Do this:
Show every line containing "React" by copying it.

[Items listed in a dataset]
[start]
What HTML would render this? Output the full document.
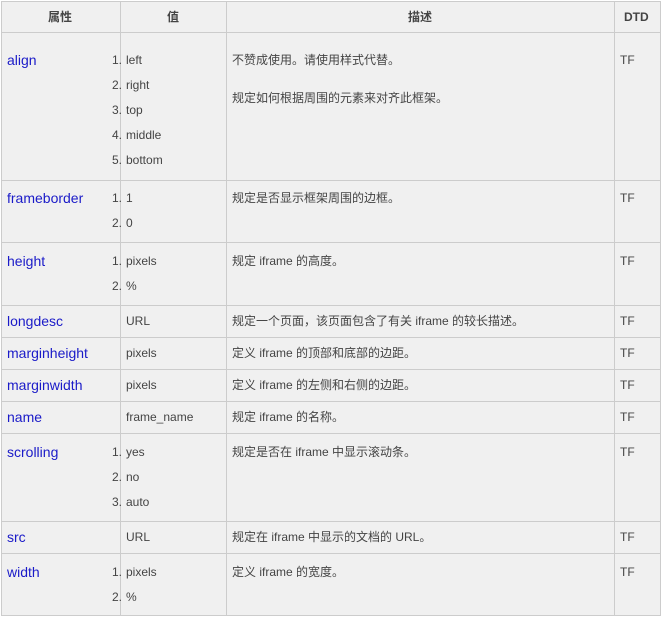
<!DOCTYPE html>
<html><head><meta charset="utf-8"><style>
html,body{margin:0;padding:0;background:#fff;width:662px;height:619px;overflow:hidden}
#t{position:absolute;left:1px;top:1px;width:660px;height:615px;background:#f0f0f0;border:1px solid #ccc;box-sizing:border-box}
.v{position:absolute;top:1px;width:1px;height:615px;background:#ccc}
.h{position:absolute;left:1px;width:660px;height:1px;background:#ccc}
.s{position:absolute;line-height:16px;white-space:nowrap;font-family:"Liberation Sans","Noto Sans CJK SC",sans-serif;font-size:12px;color:#444}
.n{color:#1a1ac8;font-size:14px}
.hd{font-weight:bold;color:#444}
.num{text-align:right;width:20px}
</style></head><body>
<div id="t"></div>
<div class="v" style="left:120px"></div>
<div class="v" style="left:226px"></div>
<div class="v" style="left:614px"></div>
<div class="h" style="top:32px"></div>
<div class="h" style="top:180px"></div>
<div class="h" style="top:242px"></div>
<div class="h" style="top:305px"></div>
<div class="h" style="top:337px"></div>
<div class="h" style="top:369px"></div>
<div class="h" style="top:401px"></div>
<div class="h" style="top:433px"></div>
<div class="h" style="top:521px"></div>
<div class="h" style="top:553px"></div>

<div class="s hd" style="left:48px;top:9px">属性</div>
<div class="s hd" style="left:167px;top:9px">值</div>
<div class="s hd" style="left:408px;top:9px">描述</div>
<div class="s hd" style="left:624px;top:9px">DTD</div>

<!-- align -->
<div class="s n" style="left:7px;top:52px">align</div>
<div class="s num" style="left:102px;top:52px">1.</div><div class="s" style="left:126px;top:52px">left</div>
<div class="s num" style="left:102px;top:77px">2.</div><div class="s" style="left:126px;top:77px">right</div>
<div class="s num" style="left:102px;top:102px">3.</div><div class="s" style="left:126px;top:102px">top</div>
<div class="s num" style="left:102px;top:127px">4.</div><div class="s" style="left:126px;top:127px">middle</div>
<div class="s num" style="left:102px;top:152px">5.</div><div class="s" style="left:126px;top:152px">bottom</div>
<div class="s" style="left:232px;top:52px">不赞成使用。请使用样式代替。</div>
<div class="s" style="left:232px;top:90px">规定如何根据周围的元素来对齐此框架。</div>
<div class="s" style="left:620px;top:52px">TF</div>

<!-- frameborder -->
<div class="s n" style="left:7px;top:190px">frameborder</div>
<div class="s num" style="left:102px;top:190px">1.</div><div class="s" style="left:126px;top:190px">1</div>
<div class="s num" style="left:102px;top:215px">2.</div><div class="s" style="left:126px;top:215px">0</div>
<div class="s" style="left:232px;top:190px">规定是否显示框架周围的边框。</div>
<div class="s" style="left:620px;top:190px">TF</div>

<!-- height -->
<div class="s n" style="left:7px;top:253px">height</div>
<div class="s num" style="left:102px;top:253px">1.</div><div class="s" style="left:126px;top:253px">pixels</div>
<div class="s num" style="left:102px;top:278px">2.</div><div class="s" style="left:126px;top:278px">%</div>
<div class="s" style="left:232px;top:253px">规定 iframe 的高度。</div>
<div class="s" style="left:620px;top:253px">TF</div>

<div class="s n" style="left:7px;top:313px">longdesc</div>
<div class="s" style="left:126px;top:313px">URL</div>
<div class="s" style="left:232px;top:313px">规定一个页面，该页面包含了有关 iframe 的较长描述。</div>
<div class="s" style="left:620px;top:313px">TF</div>

<div class="s n" style="left:7px;top:345px">marginheight</div>
<div class="s" style="left:126px;top:345px">pixels</div>
<div class="s" style="left:232px;top:345px">定义 iframe 的顶部和底部的边距。</div>
<div class="s" style="left:620px;top:345px">TF</div>

<div class="s n" style="left:7px;top:377px">marginwidth</div>
<div class="s" style="left:126px;top:377px">pixels</div>
<div class="s" style="left:232px;top:377px">定义 iframe 的左侧和右侧的边距。</div>
<div class="s" style="left:620px;top:377px">TF</div>

<div class="s n" style="left:7px;top:409px">name</div>
<div class="s" style="left:126px;top:409px">frame_name</div>
<div class="s" style="left:232px;top:409px">规定 iframe 的名称。</div>
<div class="s" style="left:620px;top:409px">TF</div>

<!-- scrolling -->
<div class="s n" style="left:7px;top:444px">scrolling</div>
<div class="s num" style="left:102px;top:444px">1.</div><div class="s" style="left:126px;top:444px">yes</div>
<div class="s num" style="left:102px;top:469px">2.</div><div class="s" style="left:126px;top:469px">no</div>
<div class="s num" style="left:102px;top:494px">3.</div><div class="s" style="left:126px;top:494px">auto</div>
<div class="s" style="left:232px;top:444px">规定是否在 iframe 中显示滚动条。</div>
<div class="s" style="left:620px;top:444px">TF</div>

<div class="s n" style="left:7px;top:529px">src</div>
<div class="s" style="left:126px;top:529px">URL</div>
<div class="s" style="left:232px;top:529px">规定在 iframe 中显示的文档的 URL。</div>
<div class="s" style="left:620px;top:529px">TF</div>

<!-- width -->
<div class="s n" style="left:7px;top:564px">width</div>
<div class="s num" style="left:102px;top:564px">1.</div><div class="s" style="left:126px;top:564px">pixels</div>
<div class="s num" style="left:102px;top:589px">2.</div><div class="s" style="left:126px;top:589px">%</div>
<div class="s" style="left:232px;top:564px">定义 iframe 的宽度。</div>
<div class="s" style="left:620px;top:564px">TF</div>
</body></html>
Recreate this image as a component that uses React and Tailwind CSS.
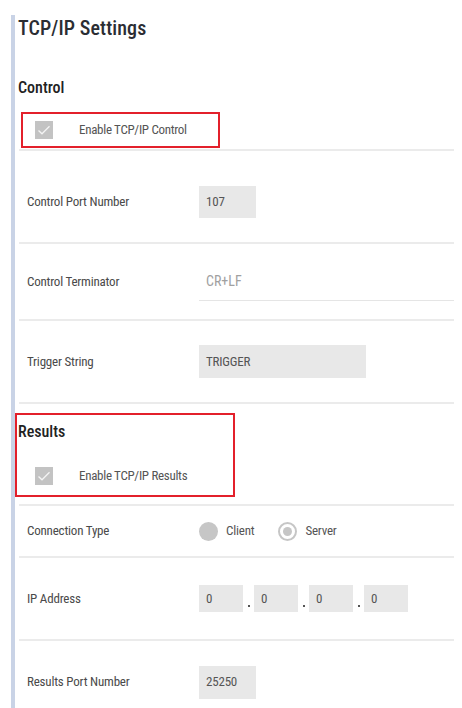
import React, { useState } from 'react';

const font = { fontFamily: '"Roboto Condensed", Roboto, "Liberation Sans", sans-serif' };

function Divider() {
  return <div className="ml-[4px] w-[435px] h-[2px] bg-[#ebebeb]" />;
}

function CheckBox({ checked }) {
  return (
    <div className="w-[18px] h-[18px] bg-[#c3c3c3] flex items-center justify-center">
      {checked && (
        <svg width="18" height="18" viewBox="0 0 18 18" fill="none">
          <path d="M3.5 9.5 L7 12.8 L14.5 5.2" stroke="#f4f4f4" strokeWidth="1.3" />
        </svg>
      )}
    </div>
  );
}

function Row({ label, height, children }) {
  return (
    <div className={`ml-[4px] w-[435px] flex items-center ${height}`}>
      <div className="w-[180px] pl-[8px] text-[13px] tracking-[-0.2px] text-[#4a4a4a]">{label}</div>
      {children}
    </div>
  );
}

function GrayInput({ value, width, height = 'h-[32px]' }) {
  return (
    <div className={`${width} ${height} bg-[#e8e8e8] flex items-center pl-[7px] text-[13px] tracking-[-0.2px] text-[#555]`}>
      {value}
    </div>
  );
}

export default function App() {
  const [connType] = useState('server');

  return (
    <div className="w-[462px] h-[708px] bg-white overflow-hidden" style={font}>
      <div className="pt-[15px] pl-[11px]">
        <div className="border-l-4 border-[#c9d3e6] min-h-[693px]">
          {/* title */}
          <div className="h-[26px] flex items-center pl-[3px] text-[20px] font-medium text-[#2b2d33] tracking-[0.1px]">
            TCP/IP Settings
          </div>

          {/* Control */}
          <div className="mt-[37px] h-[20px] flex items-center pl-[3px] text-[16px] font-medium text-[#222]">
            Control
          </div>
          <div className="mt-[14px] ml-[6px] w-[199px] h-[36px] border-2 border-[#e3202b] flex items-center pl-[12px]">
            <CheckBox checked />
            <span className="ml-[26px] text-[13px] tracking-[-0.3px] text-[#555]">Enable TCP/IP Control</span>
          </div>
          <div className="h-px" />
          <Divider />

          <Row label="Control Port Number" height="h-[91px] pt-[10px]">
            <GrayInput value="107" width="w-[57px]" />
          </Row>
          <Divider />

          <Row label="Control Terminator" height="h-[75px]">
            <div className="flex-1 h-[39px] border-b border-[#e5e5e5] flex items-center pl-[7px] text-[14px] text-[#a0a0a0]">
              CR+LF
            </div>
          </Row>
          <Divider />

          <Row label="Trigger String" height="h-[81px]">
            <GrayInput value="TRIGGER" width="w-[167px]" height="h-[33px]" />
          </Row>
          <Divider />

          {/* Results */}
          <div className="mt-[9px] w-[220px] h-[84px] border-2 border-[#e3202b]">
            <div className="mt-[7px] h-[20px] flex items-center pl-[1px] text-[16px] font-medium text-[#222]">
              Results
            </div>
            <div className="mt-[24px] flex items-center pl-[18px]">
              <CheckBox checked />
              <span className="ml-[26px] text-[13px] tracking-[-0.3px] text-[#555]">Enable TCP/IP Results</span>
            </div>
          </div>
          <div className="h-[7px]" />
          <Divider />

          <Row label="Connection Type" height="h-[50px]">
            <div className="flex items-center">
              <div className={`w-[19px] h-[19px] rounded-full ${connType === 'client' ? 'border-2 border-[#c6c6c6]' : 'bg-[#c6c6c6]'}`} />
              <span className="ml-[8px] text-[13px] tracking-[-0.2px] text-[#555]">Client</span>
              <div className="ml-[24px] w-[19px] h-[19px] rounded-full border-2 border-[#c6c6c6] flex items-center justify-center">
                <div className="w-[9px] h-[9px] rounded-full bg-[#c6c6c6]" />
              </div>
              <span className="ml-[8px] text-[13px] tracking-[-0.2px] text-[#555]">Server</span>
            </div>
          </Row>
          <Divider />

          <Row label="IP Address" height="h-[81px]">
            <div className="flex items-end">
              {[0, 1, 2, 3].map((i) => (
                <React.Fragment key={i}>
                  {i > 0 && (
                    <div className="w-[11px] h-[27px] flex items-end justify-center pb-[5px]">
                      <div className="w-[2px] h-[2px] bg-[#555]" />
                    </div>
                  )}
                  <GrayInput value="0" width="w-[44px]" height="h-[27px]" />
                </React.Fragment>
              ))}
            </div>
          </Row>
          <Divider />

          <Row label="Results Port Number" height="h-[82px]">
            <GrayInput value="25250" width="w-[57px]" height="h-[33px]" />
          </Row>
        </div>
      </div>
    </div>
  );
}
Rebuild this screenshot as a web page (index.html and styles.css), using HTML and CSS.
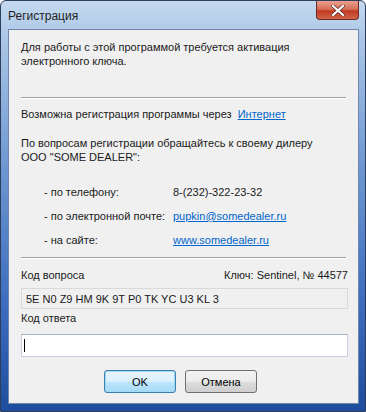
[end]
Completed exercise:
Recreate this image as a component that uses React and Tailwind CSS.
import React, { useState } from 'react';
                <React.Fragment key={i}>
                </React.Fragment>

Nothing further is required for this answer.